• **EXERCISE**:
Search the data for the string "this" and extract every line where it appears.

• **RECORD EXTRACTS**:
________________

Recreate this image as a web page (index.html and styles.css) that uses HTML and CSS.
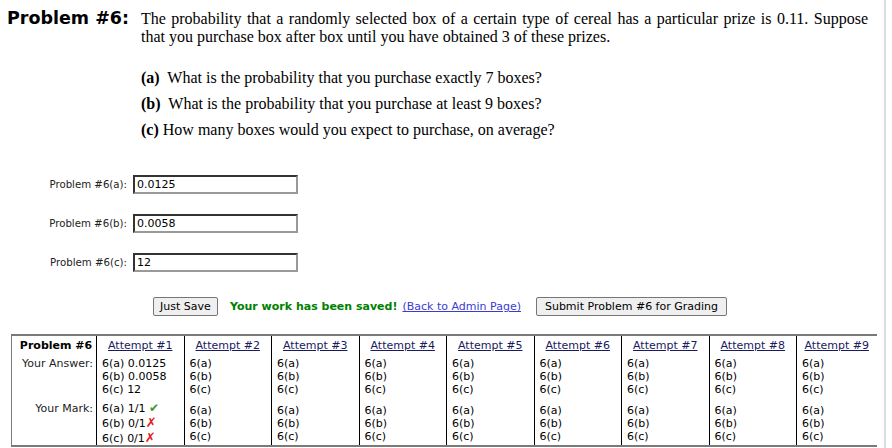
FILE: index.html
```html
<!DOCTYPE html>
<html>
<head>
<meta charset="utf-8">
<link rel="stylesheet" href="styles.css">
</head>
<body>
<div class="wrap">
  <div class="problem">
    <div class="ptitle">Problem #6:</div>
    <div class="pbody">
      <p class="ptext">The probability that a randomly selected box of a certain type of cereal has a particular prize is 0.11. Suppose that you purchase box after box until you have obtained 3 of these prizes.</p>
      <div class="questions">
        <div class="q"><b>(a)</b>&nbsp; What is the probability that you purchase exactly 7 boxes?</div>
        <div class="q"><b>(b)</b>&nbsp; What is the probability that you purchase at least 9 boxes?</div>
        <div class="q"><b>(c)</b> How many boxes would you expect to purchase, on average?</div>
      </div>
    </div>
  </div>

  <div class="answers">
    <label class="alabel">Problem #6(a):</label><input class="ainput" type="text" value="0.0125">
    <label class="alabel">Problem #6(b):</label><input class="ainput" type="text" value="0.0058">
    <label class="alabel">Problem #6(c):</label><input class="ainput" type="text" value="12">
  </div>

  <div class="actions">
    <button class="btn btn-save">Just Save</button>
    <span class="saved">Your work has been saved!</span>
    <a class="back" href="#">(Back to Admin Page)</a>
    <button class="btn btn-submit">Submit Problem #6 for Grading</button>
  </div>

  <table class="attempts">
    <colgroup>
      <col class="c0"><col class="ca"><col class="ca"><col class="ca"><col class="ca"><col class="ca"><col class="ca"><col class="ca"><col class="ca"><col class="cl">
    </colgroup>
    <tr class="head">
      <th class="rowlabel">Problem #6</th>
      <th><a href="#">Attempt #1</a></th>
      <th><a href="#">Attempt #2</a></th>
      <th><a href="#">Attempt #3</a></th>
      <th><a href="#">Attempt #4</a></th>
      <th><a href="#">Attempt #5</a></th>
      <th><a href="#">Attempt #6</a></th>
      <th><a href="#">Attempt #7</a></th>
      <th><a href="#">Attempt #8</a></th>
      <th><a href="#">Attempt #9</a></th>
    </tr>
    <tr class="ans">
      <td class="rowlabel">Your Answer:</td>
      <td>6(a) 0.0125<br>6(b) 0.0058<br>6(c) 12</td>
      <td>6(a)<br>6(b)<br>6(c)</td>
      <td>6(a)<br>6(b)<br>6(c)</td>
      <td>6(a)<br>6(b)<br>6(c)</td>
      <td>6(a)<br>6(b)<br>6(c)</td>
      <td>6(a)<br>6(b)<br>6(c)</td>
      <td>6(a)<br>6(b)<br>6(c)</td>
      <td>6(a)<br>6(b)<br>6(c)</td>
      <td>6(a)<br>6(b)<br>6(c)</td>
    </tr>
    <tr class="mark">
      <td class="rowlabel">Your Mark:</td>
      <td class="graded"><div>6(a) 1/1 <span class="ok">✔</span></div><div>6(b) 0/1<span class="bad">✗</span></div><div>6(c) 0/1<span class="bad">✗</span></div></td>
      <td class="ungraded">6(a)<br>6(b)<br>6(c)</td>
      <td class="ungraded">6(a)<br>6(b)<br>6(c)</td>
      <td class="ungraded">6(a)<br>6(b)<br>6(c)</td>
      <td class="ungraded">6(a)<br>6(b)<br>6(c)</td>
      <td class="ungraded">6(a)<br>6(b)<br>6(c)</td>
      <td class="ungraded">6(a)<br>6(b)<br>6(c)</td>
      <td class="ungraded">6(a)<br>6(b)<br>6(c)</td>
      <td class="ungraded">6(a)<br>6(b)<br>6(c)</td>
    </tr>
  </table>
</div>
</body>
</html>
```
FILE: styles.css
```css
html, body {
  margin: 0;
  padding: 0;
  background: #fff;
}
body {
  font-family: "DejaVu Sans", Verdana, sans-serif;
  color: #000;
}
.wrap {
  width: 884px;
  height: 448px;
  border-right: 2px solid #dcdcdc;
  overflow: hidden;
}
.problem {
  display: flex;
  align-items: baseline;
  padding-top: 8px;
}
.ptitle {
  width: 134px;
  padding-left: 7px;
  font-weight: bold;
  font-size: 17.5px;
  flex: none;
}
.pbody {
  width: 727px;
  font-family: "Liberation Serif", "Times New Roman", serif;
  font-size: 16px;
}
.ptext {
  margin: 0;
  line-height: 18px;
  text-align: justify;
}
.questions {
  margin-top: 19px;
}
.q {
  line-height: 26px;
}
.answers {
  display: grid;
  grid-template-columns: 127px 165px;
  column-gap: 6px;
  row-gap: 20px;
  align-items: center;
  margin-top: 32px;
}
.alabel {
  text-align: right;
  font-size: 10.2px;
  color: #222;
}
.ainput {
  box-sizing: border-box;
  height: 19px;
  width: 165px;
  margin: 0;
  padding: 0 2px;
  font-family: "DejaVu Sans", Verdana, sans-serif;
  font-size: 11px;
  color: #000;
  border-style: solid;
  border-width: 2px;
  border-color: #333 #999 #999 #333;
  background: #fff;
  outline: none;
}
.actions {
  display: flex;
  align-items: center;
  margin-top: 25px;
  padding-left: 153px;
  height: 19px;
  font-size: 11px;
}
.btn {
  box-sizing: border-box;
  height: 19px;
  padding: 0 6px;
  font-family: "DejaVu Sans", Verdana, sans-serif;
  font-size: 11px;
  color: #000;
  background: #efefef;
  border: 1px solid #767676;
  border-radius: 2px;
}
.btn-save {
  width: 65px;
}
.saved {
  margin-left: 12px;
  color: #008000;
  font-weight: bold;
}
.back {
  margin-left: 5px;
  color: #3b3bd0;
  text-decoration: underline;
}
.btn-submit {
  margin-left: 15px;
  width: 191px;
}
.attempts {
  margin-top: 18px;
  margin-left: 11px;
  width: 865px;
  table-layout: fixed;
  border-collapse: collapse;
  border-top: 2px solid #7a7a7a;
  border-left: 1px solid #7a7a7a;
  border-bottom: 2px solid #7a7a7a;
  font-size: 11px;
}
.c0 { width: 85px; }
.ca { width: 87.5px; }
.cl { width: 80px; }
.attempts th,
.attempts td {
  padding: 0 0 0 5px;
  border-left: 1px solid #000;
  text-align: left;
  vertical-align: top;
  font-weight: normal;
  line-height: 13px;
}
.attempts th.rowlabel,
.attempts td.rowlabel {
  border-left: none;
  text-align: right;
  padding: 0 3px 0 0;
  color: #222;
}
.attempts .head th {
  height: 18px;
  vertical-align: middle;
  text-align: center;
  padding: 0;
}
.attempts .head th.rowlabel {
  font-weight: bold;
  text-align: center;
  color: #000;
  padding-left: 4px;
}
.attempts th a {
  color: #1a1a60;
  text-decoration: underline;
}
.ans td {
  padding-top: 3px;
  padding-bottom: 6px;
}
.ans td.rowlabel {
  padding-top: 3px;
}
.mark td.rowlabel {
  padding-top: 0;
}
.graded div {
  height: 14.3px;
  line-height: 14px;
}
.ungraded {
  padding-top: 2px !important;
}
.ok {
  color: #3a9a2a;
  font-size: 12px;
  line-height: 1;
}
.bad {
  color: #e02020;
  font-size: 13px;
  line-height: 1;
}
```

________________

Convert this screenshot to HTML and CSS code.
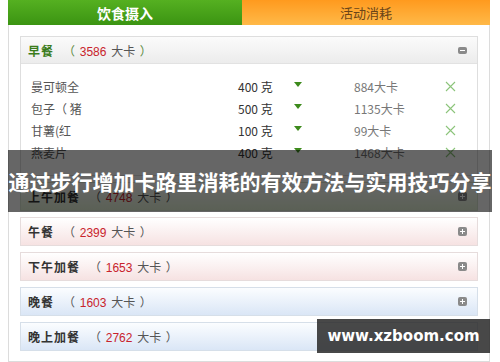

________________

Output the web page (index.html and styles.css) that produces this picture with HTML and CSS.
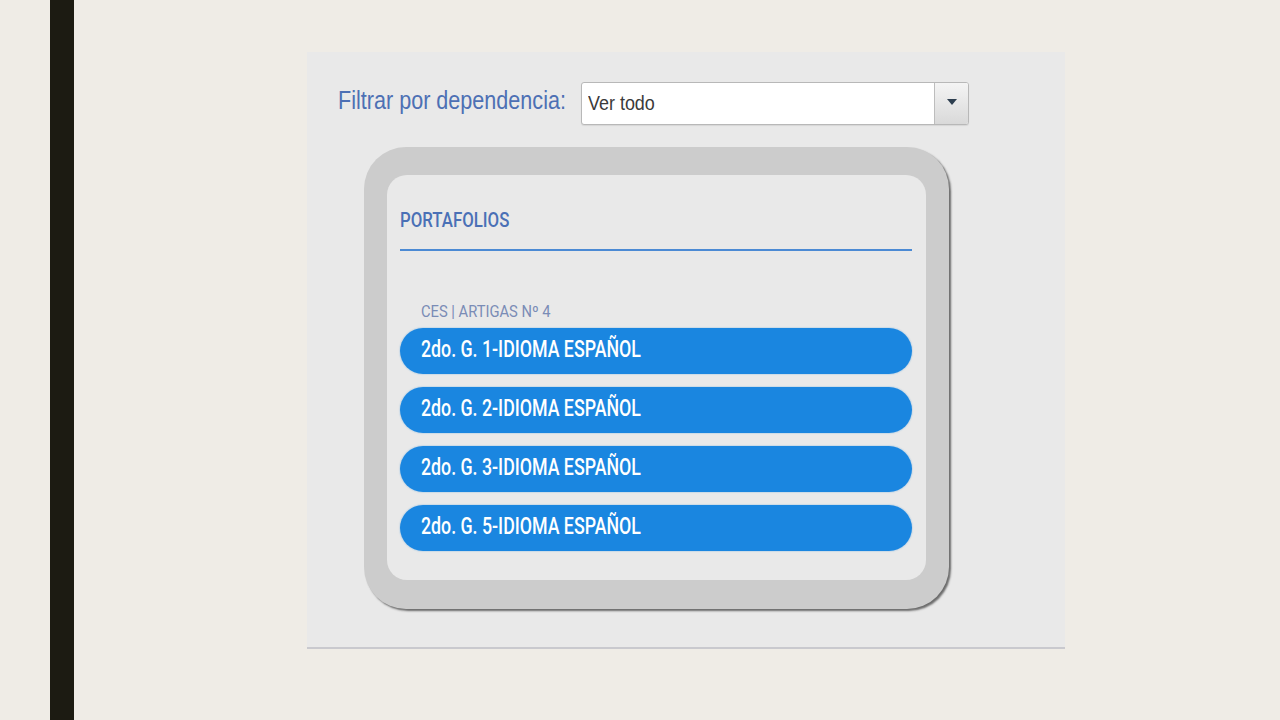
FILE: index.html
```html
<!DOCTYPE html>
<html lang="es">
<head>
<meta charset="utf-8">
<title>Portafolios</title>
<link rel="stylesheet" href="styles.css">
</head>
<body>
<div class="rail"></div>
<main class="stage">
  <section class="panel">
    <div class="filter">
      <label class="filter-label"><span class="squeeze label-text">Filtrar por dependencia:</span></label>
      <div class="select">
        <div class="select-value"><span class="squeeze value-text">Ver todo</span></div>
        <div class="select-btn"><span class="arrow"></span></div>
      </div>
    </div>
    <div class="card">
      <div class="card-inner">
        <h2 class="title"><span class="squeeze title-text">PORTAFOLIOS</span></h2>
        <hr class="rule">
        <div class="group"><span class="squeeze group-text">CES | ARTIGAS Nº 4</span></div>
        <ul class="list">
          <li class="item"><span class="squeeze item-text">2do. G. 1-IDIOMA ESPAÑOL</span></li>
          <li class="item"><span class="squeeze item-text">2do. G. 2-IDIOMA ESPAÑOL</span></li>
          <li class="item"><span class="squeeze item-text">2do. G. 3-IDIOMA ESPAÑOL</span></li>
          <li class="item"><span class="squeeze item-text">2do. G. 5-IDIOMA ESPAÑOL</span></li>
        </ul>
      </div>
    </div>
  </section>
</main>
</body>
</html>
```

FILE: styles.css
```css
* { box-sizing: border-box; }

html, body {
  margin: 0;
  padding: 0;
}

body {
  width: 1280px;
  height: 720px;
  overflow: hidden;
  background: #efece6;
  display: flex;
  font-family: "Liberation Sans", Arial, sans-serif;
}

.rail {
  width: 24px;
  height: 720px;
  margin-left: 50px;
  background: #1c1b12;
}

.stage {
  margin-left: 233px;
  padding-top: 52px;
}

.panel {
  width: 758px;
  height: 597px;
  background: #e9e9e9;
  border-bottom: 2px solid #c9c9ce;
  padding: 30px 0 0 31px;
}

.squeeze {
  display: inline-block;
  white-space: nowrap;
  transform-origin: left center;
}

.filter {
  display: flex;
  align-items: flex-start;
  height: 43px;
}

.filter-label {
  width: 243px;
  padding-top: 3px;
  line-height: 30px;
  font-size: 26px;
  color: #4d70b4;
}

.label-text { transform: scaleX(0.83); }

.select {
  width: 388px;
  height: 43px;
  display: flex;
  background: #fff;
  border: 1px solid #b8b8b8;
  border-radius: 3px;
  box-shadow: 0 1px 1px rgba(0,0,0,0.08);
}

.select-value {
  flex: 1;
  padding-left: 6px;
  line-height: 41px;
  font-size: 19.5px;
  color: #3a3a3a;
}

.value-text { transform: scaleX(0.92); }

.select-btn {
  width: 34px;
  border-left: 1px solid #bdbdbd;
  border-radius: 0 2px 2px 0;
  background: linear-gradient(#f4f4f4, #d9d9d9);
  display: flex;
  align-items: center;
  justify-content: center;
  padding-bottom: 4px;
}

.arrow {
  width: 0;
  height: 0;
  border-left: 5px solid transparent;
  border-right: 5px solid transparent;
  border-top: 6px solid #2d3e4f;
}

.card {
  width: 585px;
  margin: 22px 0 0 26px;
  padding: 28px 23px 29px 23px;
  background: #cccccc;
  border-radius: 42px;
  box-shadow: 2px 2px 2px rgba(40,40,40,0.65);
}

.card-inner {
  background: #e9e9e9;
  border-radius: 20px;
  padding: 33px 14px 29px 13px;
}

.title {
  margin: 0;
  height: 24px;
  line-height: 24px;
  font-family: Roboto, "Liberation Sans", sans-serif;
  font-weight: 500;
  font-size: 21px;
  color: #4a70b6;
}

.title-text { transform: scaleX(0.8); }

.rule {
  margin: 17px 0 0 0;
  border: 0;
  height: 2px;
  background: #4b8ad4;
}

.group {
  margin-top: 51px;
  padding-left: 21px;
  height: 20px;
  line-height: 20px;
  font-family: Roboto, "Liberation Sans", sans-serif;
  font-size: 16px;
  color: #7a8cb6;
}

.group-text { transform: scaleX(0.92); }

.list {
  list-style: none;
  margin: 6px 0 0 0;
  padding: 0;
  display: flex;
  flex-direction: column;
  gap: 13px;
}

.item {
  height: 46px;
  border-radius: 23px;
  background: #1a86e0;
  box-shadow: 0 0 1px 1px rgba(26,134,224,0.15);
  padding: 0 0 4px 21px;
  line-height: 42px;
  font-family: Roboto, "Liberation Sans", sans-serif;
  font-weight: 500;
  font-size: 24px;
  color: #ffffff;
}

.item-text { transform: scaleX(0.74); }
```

________________

• **COMPLETED EXERCISE**:
Recreate this image as a web page (index.html and styles.css) that uses HTML and CSS.
Convert this screenshot to HTML and CSS code.
Output the web page (index.html and styles.css) that produces this picture with HTML and CSS.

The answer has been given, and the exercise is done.